Description of the task
Below are some entries. Transcribe the lines from the one holding "Clone this screenshot in React, TypeScript" to the one holding "const BOX_Y = 81;", inclusive, but not the pictures among them.

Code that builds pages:

— BEGIN —

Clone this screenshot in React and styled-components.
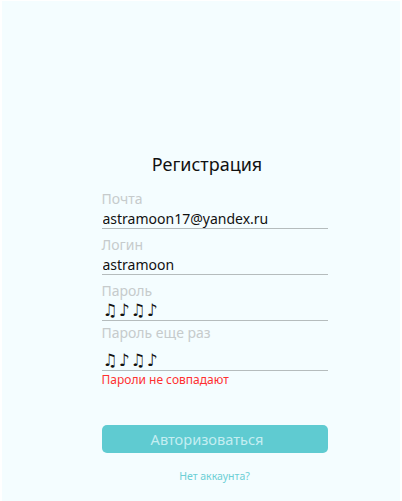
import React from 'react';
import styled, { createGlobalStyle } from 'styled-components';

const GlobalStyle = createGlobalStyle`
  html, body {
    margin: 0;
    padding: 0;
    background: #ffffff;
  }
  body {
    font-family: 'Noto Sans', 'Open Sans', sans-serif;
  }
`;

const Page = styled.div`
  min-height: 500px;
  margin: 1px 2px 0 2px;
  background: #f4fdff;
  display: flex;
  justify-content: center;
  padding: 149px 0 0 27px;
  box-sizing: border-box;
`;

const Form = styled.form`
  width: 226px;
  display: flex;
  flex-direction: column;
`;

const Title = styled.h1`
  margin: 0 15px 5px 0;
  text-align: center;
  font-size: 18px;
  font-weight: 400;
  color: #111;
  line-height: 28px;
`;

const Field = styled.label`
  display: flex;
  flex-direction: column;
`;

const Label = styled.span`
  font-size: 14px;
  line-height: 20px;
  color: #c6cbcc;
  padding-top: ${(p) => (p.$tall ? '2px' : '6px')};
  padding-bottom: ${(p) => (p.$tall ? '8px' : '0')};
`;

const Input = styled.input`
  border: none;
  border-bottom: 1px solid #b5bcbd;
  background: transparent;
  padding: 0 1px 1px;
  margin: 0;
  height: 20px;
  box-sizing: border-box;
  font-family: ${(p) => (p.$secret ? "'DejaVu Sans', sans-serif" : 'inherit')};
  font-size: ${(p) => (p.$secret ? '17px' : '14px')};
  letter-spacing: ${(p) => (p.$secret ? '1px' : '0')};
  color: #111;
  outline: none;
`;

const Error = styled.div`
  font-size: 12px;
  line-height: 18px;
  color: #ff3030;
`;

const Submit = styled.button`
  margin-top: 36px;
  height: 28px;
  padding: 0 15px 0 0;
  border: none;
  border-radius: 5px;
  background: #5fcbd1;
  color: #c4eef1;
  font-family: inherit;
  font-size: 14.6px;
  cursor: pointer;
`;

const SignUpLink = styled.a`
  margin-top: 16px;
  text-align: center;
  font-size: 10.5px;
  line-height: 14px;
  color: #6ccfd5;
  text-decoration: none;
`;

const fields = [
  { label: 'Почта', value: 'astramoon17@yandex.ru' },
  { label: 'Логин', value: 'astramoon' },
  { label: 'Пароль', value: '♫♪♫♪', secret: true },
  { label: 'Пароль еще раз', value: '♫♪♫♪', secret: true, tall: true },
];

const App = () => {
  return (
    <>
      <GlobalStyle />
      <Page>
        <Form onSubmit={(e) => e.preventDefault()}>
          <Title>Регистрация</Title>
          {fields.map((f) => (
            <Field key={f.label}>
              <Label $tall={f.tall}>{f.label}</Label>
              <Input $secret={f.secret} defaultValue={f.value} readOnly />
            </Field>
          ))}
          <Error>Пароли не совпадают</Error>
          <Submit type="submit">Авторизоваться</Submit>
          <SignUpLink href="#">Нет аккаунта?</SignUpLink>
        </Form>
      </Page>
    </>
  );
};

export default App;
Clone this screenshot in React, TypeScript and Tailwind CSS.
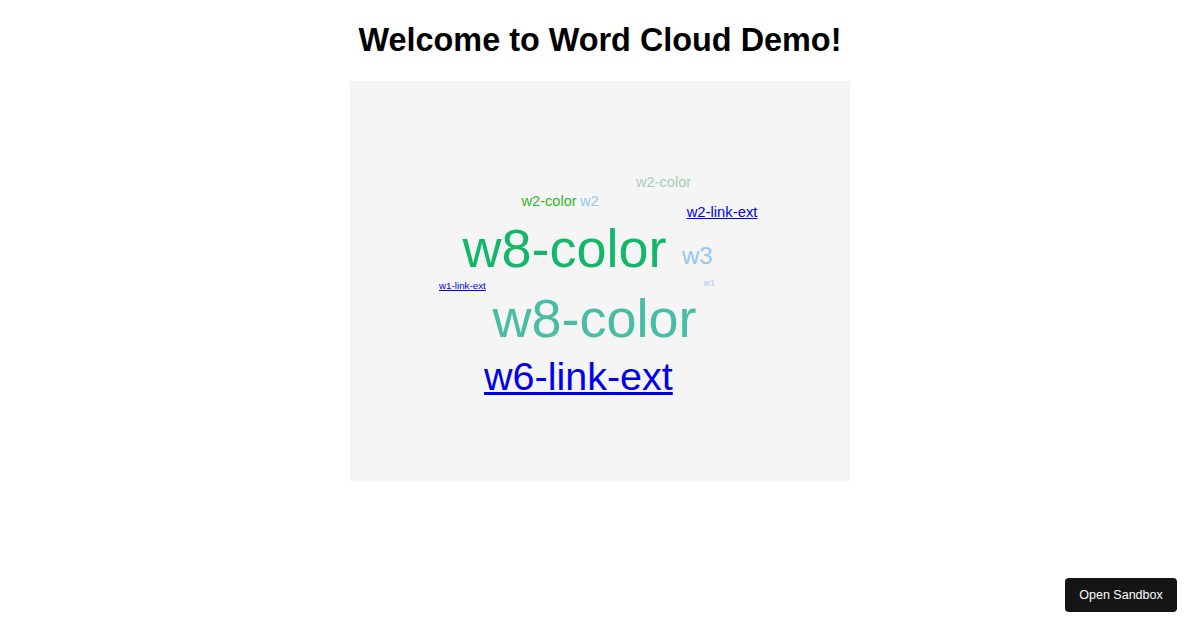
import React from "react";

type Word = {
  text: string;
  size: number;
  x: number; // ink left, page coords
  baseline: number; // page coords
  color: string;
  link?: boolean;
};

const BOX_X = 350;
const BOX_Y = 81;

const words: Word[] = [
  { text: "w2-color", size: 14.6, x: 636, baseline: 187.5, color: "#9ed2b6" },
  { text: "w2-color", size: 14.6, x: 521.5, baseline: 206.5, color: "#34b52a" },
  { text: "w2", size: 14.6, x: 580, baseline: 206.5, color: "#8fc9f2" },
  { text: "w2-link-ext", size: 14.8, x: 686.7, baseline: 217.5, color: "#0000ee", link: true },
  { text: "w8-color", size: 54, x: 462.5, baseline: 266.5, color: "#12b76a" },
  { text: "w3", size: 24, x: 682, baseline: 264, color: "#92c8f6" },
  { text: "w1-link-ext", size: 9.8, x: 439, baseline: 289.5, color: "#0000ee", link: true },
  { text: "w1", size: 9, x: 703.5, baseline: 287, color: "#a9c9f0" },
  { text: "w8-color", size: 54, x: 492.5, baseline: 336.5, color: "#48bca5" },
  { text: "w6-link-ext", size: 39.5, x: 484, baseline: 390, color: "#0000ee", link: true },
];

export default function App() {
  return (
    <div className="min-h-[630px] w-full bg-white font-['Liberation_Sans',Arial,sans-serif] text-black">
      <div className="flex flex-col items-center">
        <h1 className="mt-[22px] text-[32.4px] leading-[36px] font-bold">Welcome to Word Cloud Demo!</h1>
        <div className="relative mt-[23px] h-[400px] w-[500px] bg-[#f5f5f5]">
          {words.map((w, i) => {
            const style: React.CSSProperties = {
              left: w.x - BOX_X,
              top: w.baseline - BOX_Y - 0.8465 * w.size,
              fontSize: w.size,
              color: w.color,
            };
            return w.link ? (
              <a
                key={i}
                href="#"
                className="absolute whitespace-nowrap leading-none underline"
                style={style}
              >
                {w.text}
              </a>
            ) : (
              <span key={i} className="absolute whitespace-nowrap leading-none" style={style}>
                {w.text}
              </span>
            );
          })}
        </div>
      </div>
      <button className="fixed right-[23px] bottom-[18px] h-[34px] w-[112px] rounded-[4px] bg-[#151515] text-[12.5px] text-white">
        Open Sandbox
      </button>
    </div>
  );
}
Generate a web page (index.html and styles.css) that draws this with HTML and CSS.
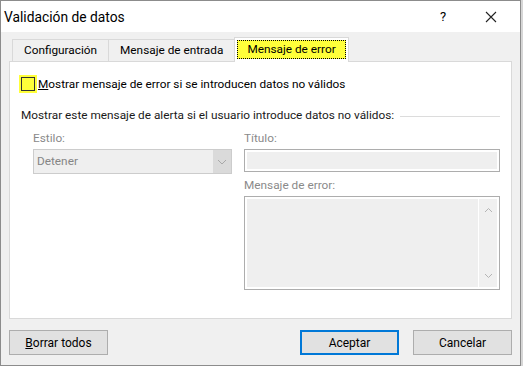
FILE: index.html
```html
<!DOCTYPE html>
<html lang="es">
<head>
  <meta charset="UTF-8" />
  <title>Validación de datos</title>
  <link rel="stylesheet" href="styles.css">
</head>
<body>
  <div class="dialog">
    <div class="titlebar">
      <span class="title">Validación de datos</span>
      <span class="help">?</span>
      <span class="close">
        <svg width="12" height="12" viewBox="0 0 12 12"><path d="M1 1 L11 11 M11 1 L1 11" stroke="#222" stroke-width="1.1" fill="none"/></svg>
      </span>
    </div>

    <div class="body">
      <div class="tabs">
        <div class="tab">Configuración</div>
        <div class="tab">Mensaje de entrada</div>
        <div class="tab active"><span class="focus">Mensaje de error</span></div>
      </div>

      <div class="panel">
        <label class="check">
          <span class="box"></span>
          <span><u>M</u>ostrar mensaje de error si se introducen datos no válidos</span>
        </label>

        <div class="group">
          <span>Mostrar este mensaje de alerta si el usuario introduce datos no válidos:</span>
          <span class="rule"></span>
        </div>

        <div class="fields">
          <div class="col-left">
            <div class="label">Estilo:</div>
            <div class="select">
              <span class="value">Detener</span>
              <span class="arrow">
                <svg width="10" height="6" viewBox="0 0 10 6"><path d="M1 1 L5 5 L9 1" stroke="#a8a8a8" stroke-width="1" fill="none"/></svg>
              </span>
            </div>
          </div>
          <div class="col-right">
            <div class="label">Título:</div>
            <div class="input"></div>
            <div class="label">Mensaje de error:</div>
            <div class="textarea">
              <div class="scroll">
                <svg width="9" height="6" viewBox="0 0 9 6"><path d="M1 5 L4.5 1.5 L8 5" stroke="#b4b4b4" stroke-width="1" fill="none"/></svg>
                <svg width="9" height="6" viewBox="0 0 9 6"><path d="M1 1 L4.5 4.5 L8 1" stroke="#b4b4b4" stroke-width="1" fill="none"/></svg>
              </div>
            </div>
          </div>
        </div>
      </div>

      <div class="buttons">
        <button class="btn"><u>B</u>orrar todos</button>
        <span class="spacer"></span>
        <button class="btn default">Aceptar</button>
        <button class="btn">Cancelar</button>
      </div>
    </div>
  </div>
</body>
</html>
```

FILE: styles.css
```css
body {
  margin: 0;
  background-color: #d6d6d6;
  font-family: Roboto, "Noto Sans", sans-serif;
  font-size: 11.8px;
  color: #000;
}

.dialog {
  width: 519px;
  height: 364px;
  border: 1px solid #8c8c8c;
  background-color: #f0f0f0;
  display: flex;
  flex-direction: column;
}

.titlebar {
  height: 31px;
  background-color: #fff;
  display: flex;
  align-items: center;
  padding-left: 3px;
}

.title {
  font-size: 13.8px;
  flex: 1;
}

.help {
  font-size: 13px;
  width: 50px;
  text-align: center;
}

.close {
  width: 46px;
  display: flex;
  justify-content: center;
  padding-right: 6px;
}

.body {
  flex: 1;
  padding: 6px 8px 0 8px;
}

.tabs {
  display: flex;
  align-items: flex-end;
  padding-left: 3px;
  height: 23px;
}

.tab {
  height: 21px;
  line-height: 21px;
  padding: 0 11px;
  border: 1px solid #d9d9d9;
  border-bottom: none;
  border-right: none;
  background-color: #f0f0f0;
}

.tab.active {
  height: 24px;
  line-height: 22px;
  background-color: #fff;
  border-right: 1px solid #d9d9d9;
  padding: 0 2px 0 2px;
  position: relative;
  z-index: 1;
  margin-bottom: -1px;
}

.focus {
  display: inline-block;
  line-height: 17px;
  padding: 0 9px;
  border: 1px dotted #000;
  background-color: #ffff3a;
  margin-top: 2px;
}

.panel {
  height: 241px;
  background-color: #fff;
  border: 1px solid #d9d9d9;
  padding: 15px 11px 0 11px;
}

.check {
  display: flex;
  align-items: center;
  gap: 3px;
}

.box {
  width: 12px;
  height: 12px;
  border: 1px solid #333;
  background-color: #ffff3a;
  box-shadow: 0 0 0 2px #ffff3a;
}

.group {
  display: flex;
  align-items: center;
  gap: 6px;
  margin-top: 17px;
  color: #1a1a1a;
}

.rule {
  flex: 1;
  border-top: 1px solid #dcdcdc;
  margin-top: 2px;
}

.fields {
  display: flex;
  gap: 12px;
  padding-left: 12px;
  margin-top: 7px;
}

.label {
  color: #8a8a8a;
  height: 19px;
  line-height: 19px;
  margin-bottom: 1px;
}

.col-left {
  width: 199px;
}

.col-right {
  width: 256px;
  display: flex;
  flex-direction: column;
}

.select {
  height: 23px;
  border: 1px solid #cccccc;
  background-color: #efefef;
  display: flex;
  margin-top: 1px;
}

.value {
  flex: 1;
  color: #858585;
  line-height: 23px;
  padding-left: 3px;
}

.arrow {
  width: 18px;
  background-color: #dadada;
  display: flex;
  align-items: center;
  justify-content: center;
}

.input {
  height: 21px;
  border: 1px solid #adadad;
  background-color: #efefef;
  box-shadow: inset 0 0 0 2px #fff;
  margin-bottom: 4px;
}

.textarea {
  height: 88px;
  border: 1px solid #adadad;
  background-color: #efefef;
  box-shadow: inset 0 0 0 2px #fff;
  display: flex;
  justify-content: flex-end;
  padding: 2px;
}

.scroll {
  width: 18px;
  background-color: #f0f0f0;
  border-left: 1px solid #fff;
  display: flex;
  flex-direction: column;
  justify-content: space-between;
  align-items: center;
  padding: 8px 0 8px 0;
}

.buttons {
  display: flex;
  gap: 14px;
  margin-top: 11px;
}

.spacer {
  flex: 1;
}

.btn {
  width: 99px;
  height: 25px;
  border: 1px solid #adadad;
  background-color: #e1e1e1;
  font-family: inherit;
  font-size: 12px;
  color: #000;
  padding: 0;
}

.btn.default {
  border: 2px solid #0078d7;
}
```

— END —

Full output
Clone this screenshot in React, TypeScript and Tailwind CSS.
import React from "react";

type Word = {
  text: string;
  size: number;
  x: number; // ink left, page coords
  baseline: number; // page coords
  color: string;
  link?: boolean;
};

const BOX_X = 350;
const BOX_Y = 81;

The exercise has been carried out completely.